Es braucht eine mutige Zukunftserzählung – eine, die beim amerikanischen Volk Anklang findet und auch den Willen zur Umsetzung mitbringt.
Die USA streben stets nach Superlativen – größer, besser, schneller. Und das Land ist darauf ausgerichtet, sie auch zu erreichen. Innovation und Wandel werden hier seit jeher mit einer gewissen Radikalität betrieben. Joe Biden und Kamala Harris repräsentierten als Team einen letzten Versuch, ein System zu retten, das auf einem überholten amerikanischen Traum beruht – einem Traum, von dem 41 Prozent der erwachsenen Amerikaner behaupten, er sei nicht mehr erreichbar. Anstatt lediglich Reformen anzustreben, die von einer Regierung zur nächsten wieder rückgängig gemacht werden können, muss die Demokratische Partei den Mut aufbringen, einen neuen Traum zu entwerfen. Gerade jetzt, da die Partei führungslos und visionsarm wirkt, sind es die progressiven Kräfte, die auf einen systemischen Wandel drängen müssen. Was es braucht, ist eine mutige Zukunftserzählung – eine, die beim amerikanischen Volk Anklang findet und auch den Willen zur Umsetzung mitbringt.

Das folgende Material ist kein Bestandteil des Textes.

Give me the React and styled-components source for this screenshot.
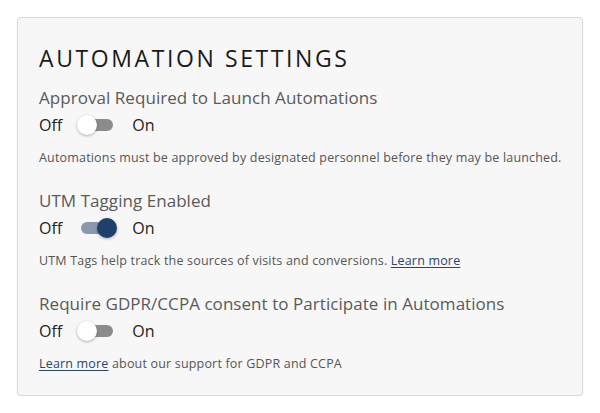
import React, { useState } from 'react';
import styled, { createGlobalStyle } from 'styled-components';

const GlobalStyle = createGlobalStyle`
  body {
    margin: 0;
    background: #fff;
    font-family: "Open Sans", "Liberation Sans", sans-serif;
  }
`;

const Card = styled.section`
  margin: 17px 0 0 17px;
  width: 566px;
  height: 379px;
  box-sizing: border-box;
  padding: 26px 18px 0 21px;
  background: #f7f7f7;
  border: 1px solid #d9d9d9;
  border-radius: 4px;
  box-shadow: 0 1px 2px rgba(0, 0, 0, 0.06);
`;

const Title = styled.h2`
  margin: 0 0 14px;
  font-size: 23px;
  line-height: 28px;
  font-weight: 400;
  letter-spacing: 2.6px;
  color: #1a1a1a;
`;

const Setting = styled.div`
  display: flex;
  flex-direction: column;
  & + & {
    margin-top: 22px;
  }
`;

const Label = styled.div`
  font-size: 17px;
  line-height: 24px;
  color: #5a5a5a;
  letter-spacing: 0.05px;
`;

const ToggleRow = styled.div`
  display: flex;
  align-items: center;
  gap: 15px;
  height: 28px;
  margin-top: 1px;
  font-size: 16px;
  color: #222;
`;

const SwitchBox = styled.button`
  position: relative;
  width: 40px;
  height: 20px;
  padding: 0;
  border: 0;
  background: none;
  cursor: pointer;
`;

const Track = styled.span`
  position: absolute;
  left: 4px;
  right: 4px;
  top: 4px;
  height: 12px;
  border-radius: 6px;
  background: ${p => (p.$on ? '#8a99b0' : '#8c8c8c')};
`;

const Thumb = styled.span`
  position: absolute;
  top: 0;
  left: ${p => (p.$on ? '20px' : '0')};
  width: 20px;
  height: 20px;
  border-radius: 50%;
  background: ${p => (p.$on ? '#1f3f6c' : '#fff')};
  box-shadow: 0 1px 3px rgba(0, 0, 0, 0.3);
`;

const Help = styled.p`
  margin: 10px 0 0;
  font-size: 12.5px;
  line-height: 18px;
  color: #555;
  letter-spacing: 0.18px;
  white-space: nowrap;
`;

const Link = styled.a`
  color: #2a466b;
  text-decoration: underline;
  text-underline-offset: 2px;
`;

const Switch = ({ on, onToggle }) => (
  <SwitchBox type="button" onClick={onToggle} aria-pressed={on}>
    <Track $on={on} />
    <Thumb $on={on} />
  </SwitchBox>
);

export default function App() {
  const [settings, setSettings] = useState({
    approval: false,
    utm: true,
    gdpr: false
  });

  const toggle = key => () =>
    setSettings(s => ({ ...s, [key]: !s[key] }));

  return (
    <>
      <GlobalStyle />
      <Card>
        <Title>AUTOMATION SETTINGS</Title>
        <Setting>
          <Label>Approval Required to Launch Automations</Label>
          <ToggleRow>
            <span>Off</span>
            <Switch on={settings.approval} onToggle={toggle('approval')} />
            <span>On</span>
          </ToggleRow>
          <Help>
            Automations must be approved by designated personnel before they may be launched.
          </Help>
        </Setting>
        <Setting>
          <Label>UTM Tagging Enabled</Label>
          <ToggleRow>
            <span>Off</span>
            <Switch on={settings.utm} onToggle={toggle('utm')} />
            <span>On</span>
          </ToggleRow>
          <Help>
            UTM Tags help track the sources of visits and conversions. <Link href="#">Learn more</Link>
          </Help>
        </Setting>
        <Setting>
          <Label>Require GDPR/CCPA consent to Participate in Automations</Label>
          <ToggleRow>
            <span>Off</span>
            <Switch on={settings.gdpr} onToggle={toggle('gdpr')} />
            <span>On</span>
          </ToggleRow>
          <Help>
            <Link href="#">Learn more</Link> about our support for GDPR and CCPA
          </Help>
        </Setting>
      </Card>
    </>
  );
}
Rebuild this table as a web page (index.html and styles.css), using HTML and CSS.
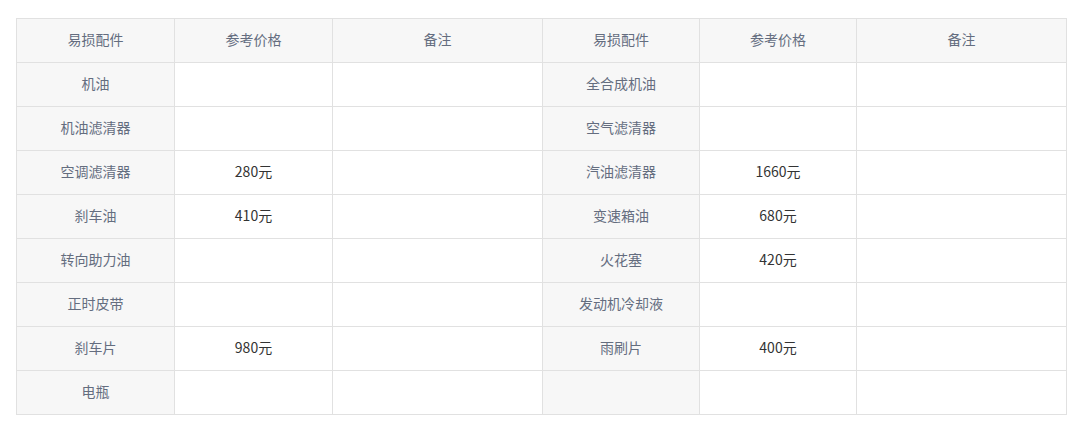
FILE: index.html
```html
<!DOCTYPE html>
<html lang="zh-CN">
<head>
<meta charset="utf-8">
<link rel="stylesheet" href="styles.css">
</head>
<body>
<div class="wrap">
<table class="parts">
<colgroup>
<col class="c-name"><col class="c-price"><col class="c-note">
<col class="c-name2"><col class="c-price2"><col class="c-note2">
</colgroup>
<thead>
<tr><th>易损配件</th><th>参考价格</th><th>备注</th><th>易损配件</th><th>参考价格</th><th>备注</th></tr>
</thead>
<tbody>
<tr><td class="name">机油</td><td></td><td></td><td class="name">全合成机油</td><td></td><td></td></tr>
<tr><td class="name">机油滤清器</td><td></td><td></td><td class="name">空气滤清器</td><td></td><td></td></tr>
<tr><td class="name">空调滤清器</td><td>280元</td><td></td><td class="name">汽油滤清器</td><td>1660元</td><td></td></tr>
<tr><td class="name">刹车油</td><td>410元</td><td></td><td class="name">变速箱油</td><td>680元</td><td></td></tr>
<tr><td class="name">转向助力油</td><td></td><td></td><td class="name">火花塞</td><td>420元</td><td></td></tr>
<tr><td class="name">正时皮带</td><td></td><td></td><td class="name">发动机冷却液</td><td></td><td></td></tr>
<tr><td class="name">刹车片</td><td>980元</td><td></td><td class="name">雨刷片</td><td>400元</td><td></td></tr>
<tr><td class="name">电瓶</td><td></td><td></td><td class="name"></td><td></td><td></td></tr>
</tbody>
</table>
</div>
</body>
</html>
```

FILE: styles.css
```css
html, body {
  margin: 0;
  padding: 0;
  background: #ffffff;
}
.wrap {
  padding: 18px 16px;
}
.parts {
  border-collapse: collapse;
  table-layout: fixed;
  width: 1050px;
  font-family: "Noto Sans CJK SC", "Noto Sans", sans-serif;
  font-size: 14px;
  color: #333333;
}
.c-name { width: 158px; }
.c-price { width: 158px; }
.c-note { width: 210px; }
.c-name2 { width: 157px; }
.c-price2 { width: 157px; }
.c-note2 { width: 210px; }
.parts th,
.parts td {
  border: 1px solid #e1e1e1;
  height: 44px;
  box-sizing: border-box;
  padding: 0 0 4px 0;
  text-align: center;
  vertical-align: middle;
  line-height: 20px;
}
.parts th {
  background: #f7f7f7;
  font-weight: normal;
  color: #646d7f;
}
.parts td.name {
  background: #f7f7f7;
  color: #646d7f;
}
```
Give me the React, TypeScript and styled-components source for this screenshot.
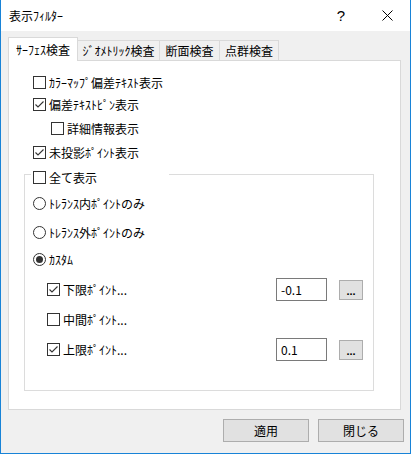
import React from 'react';
import styled, { createGlobalStyle } from 'styled-components';

const Global = createGlobalStyle`
  html, body {
    margin: 0;
    padding: 0;
    background: #fff;
  }
  body {
    font-family: "Noto Sans CJK JP", "Noto Sans", sans-serif;
    font-size: 12px;
    color: #000;
  }
`;

const Window = styled.div`
  width: 411px;
  height: 454px;
  box-sizing: border-box;
  border: 1px solid #1883d7;
  border-top: none;
  background: #f0f0f0;
  display: flex;
  flex-direction: column;
`;

const TitleBar = styled.div`
  height: 31px;
  flex: none;
  background: #fff;
  display: flex;
  align-items: center;
  padding-left: 8px;
`;

const Title = styled.span`
  flex: 1;
  font-size: 12px;
`;

const CaptionButton = styled.div`
  width: 46px;
  height: 31px;
  display: flex;
  align-items: center;
  justify-content: center;
  font-family: "Liberation Sans", sans-serif;
  font-size: 15px;
`;

const Body = styled.div`
  flex: 1;
  display: flex;
  flex-direction: column;
  padding: 7px 9px 0 7px;
`;

const TabStrip = styled.div`
  height: 23px;
  display: flex;
  align-items: flex-end;
  position: relative;
  z-index: 1;
  margin-bottom: -1px;
`;

const Tab = styled.div<{ active?: boolean; w: number }>`
  box-sizing: border-box;
  width: ${({ w }) => w}px;
  height: ${({ active }) => (active ? 24 : 21)}px;
  border: 1px solid #d9d9d9;
  border-bottom: ${({ active }) => (active ? 'none' : '1px solid #d9d9d9')};
  margin-left: ${({ active }) => (active ? 0 : -1)}px;
  background: ${({ active }) => (active ? '#fff' : '#f0f0f0')};
  display: flex;
  align-items: center;
  justify-content: center;
  padding-bottom: ${({ active }) => (active ? 1 : 0)}px;
  white-space: nowrap;
`;

const Panel = styled.div`
  box-sizing: border-box;
  width: 393px;
  height: 350px;
  background: #fff;
  border: 1px solid #d9d9d9;
  padding: 15px 0 0 15px;
  display: flex;
  flex-direction: column;
`;

const Row = styled.div<{ top: number; indent?: number }>`
  height: 13px;
  margin-top: ${({ top }) => top}px;
  margin-left: ${({ indent }) => indent ?? 0}px;
  display: flex;
  align-items: center;
  white-space: nowrap;
`;

const Box = styled.span`
  box-sizing: border-box;
  width: 13px;
  height: 13px;
  flex: none;
  border: 1px solid #333;
  background: #fff;
  display: flex;
  align-items: center;
  justify-content: center;
  margin-right: 3px;
`;

const Radio = styled.span<{ on?: boolean }>`
  box-sizing: border-box;
  width: 13px;
  height: 13px;
  flex: none;
  border: 1px solid #333;
  border-radius: 50%;
  background: #fff;
  display: flex;
  align-items: center;
  justify-content: center;
  margin-right: 3px;
  &::after {
    content: '';
    width: 7px;
    height: 7px;
    border-radius: 50%;
    background: ${({ on }) => (on ? '#333' : 'transparent')};
  }
`;

const Group = styled.div`
  box-sizing: border-box;
  width: 350px;
  height: 217px;
  margin-top: 15px;
  border: 1px solid #dcdcdc;
  display: flex;
  flex-direction: column;
  padding: 0 10px 0 8px;
`;

const Legend = styled.div`
  width: 136px;
  height: 13px;
  margin: -4px 0 0 -2px;
  padding-left: 2px;
  background: #fff;
  display: flex;
  align-items: center;
`;

const Spacer = styled.div`
  flex: 1;
`;

const Field = styled.div`
  box-sizing: border-box;
  width: 51px;
  height: 23px;
  flex: none;
  border: 1px solid #7a7a7a;
  background: #fff;
  padding-left: 4px;
  display: flex;
  align-items: center;
`;

const SmallButton = styled.div`
  box-sizing: border-box;
  width: 24px;
  height: 20px;
  flex: none;
  margin-left: 12px;
  background: #e1e1e1;
  border: 1px solid #adadad;
  display: flex;
  align-items: center;
  justify-content: center;
  font-family: "Liberation Sans", sans-serif;
  font-weight: bold;
  font-size: 11px;
  padding-top: 2px;
`;

const Footer = styled.div`
  display: flex;
  justify-content: flex-end;
  gap: 9px;
  margin-top: 9px;
  padding-right: 0;
  margin-right: -3px;
`;

const Button = styled.div`
  box-sizing: border-box;
  width: 86px;
  height: 23px;
  background: #e1e1e1;
  border: 1px solid #adadad;
  display: flex;
  align-items: center;
  justify-content: center;
`;

const Check = ({ checked }: { checked?: boolean }) => (
  <Box>
    {checked && (
      <svg width="11" height="11" viewBox="0 0 11 11">
        <polyline points="1.5,5.5 4,8 9.5,2.5" fill="none" stroke="#333" strokeWidth="1.1" />
      </svg>
    )}
  </Box>
);

const tabs = [
  { label: 'ｻｰﾌｪｽ検査', w: 70 },
  { label: 'ｼﾞｵﾒﾄﾘｯｸ検査', w: 83 },
  { label: '断面検査', w: 61 },
  { label: '点群検査', w: 60 },
];

export default function App() {
  return (
    <>
      <Global />
      <Window>
        <TitleBar>
          <Title>表示ﾌｨﾙﾀｰ</Title>
          <CaptionButton>?</CaptionButton>
          <CaptionButton>
            <svg width="11" height="11" viewBox="0 0 11 11">
              <path d="M0.5 0.5 L10.5 10.5 M10.5 0.5 L0.5 10.5" stroke="#000" strokeWidth="1" />
            </svg>
          </CaptionButton>
        </TitleBar>
        <Body>
          <TabStrip>
            {tabs.map((t, i) => (
              <Tab key={t.label} active={i === 0} w={t.w}>
                {t.label}
              </Tab>
            ))}
          </TabStrip>
          <Panel>
            <Row top={0} indent={9}>
              <Check />
              ｶﾗｰﾏｯﾌﾟ偏差ﾃｷｽﾄ表示
            </Row>
            <Row top={9} indent={9}>
              <Check checked />
              偏差ﾃｷｽﾄﾋﾟﾝ表示
            </Row>
            <Row top={11} indent={27}>
              <Check />
              詳細情報表示
            </Row>
            <Row top={11} indent={9}>
              <Check checked />
              未投影ﾎﾟｲﾝﾄ表示
            </Row>
            <Group>
              <Legend>
                <Check />
                全て表示
              </Legend>
              <Row top={13}>
                <Radio />
                ﾄﾚﾗﾝｽ内ﾎﾟｲﾝﾄのみ
              </Row>
              <Row top={16}>
                <Radio />
                ﾄﾚﾗﾝｽ外ﾎﾟｲﾝﾄのみ
              </Row>
              <Row top={14}>
                <Radio on />
                ｶｽﾀﾑ
              </Row>
              <Row top={17} indent={14}>
                <Check checked />
                下限ﾎﾟｲﾝﾄ...
                <Spacer />
                <Field>-0.1</Field>
                <SmallButton>...</SmallButton>
              </Row>
              <Row top={17} indent={14}>
                <Check />
                中間ﾎﾟｲﾝﾄ...
              </Row>
              <Row top={17} indent={14}>
                <Check checked />
                上限ﾎﾟｲﾝﾄ...
                <Spacer />
                <Field>0.1</Field>
                <SmallButton>...</SmallButton>
              </Row>
            </Group>
          </Panel>
          <Footer>
            <Button>適用</Button>
            <Button>閉じる</Button>
          </Footer>
        </Body>
      </Window>
    </>
  );
}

Es braucht nun eine progressive Anti-Establishment-Alternative zu MAGA. Eine Alternative, die wohl mit einem linkspopulistischen Touch geführt werden müsste, und die die breite Öffentlichkeit durch eine strategische, eigenständige Medienkommunikation erreichen muss. Sie sollte Politik jenseits von Identitäten und Identitätspolitik machen und eine echte Meinungsvielfalt zulassen, von der radikalen Linken bis zur Mitte. Und vor allem: Sie müsste ihre Reichweite über das akademisch-urbane Milieu hinaus erweitern – zu jenen, die bislang kaum gehört wurden. Zu den Vergessenen, den Abgehängten, den Übersehenen. Jetzt ist der Moment für wahrhaft große Träume.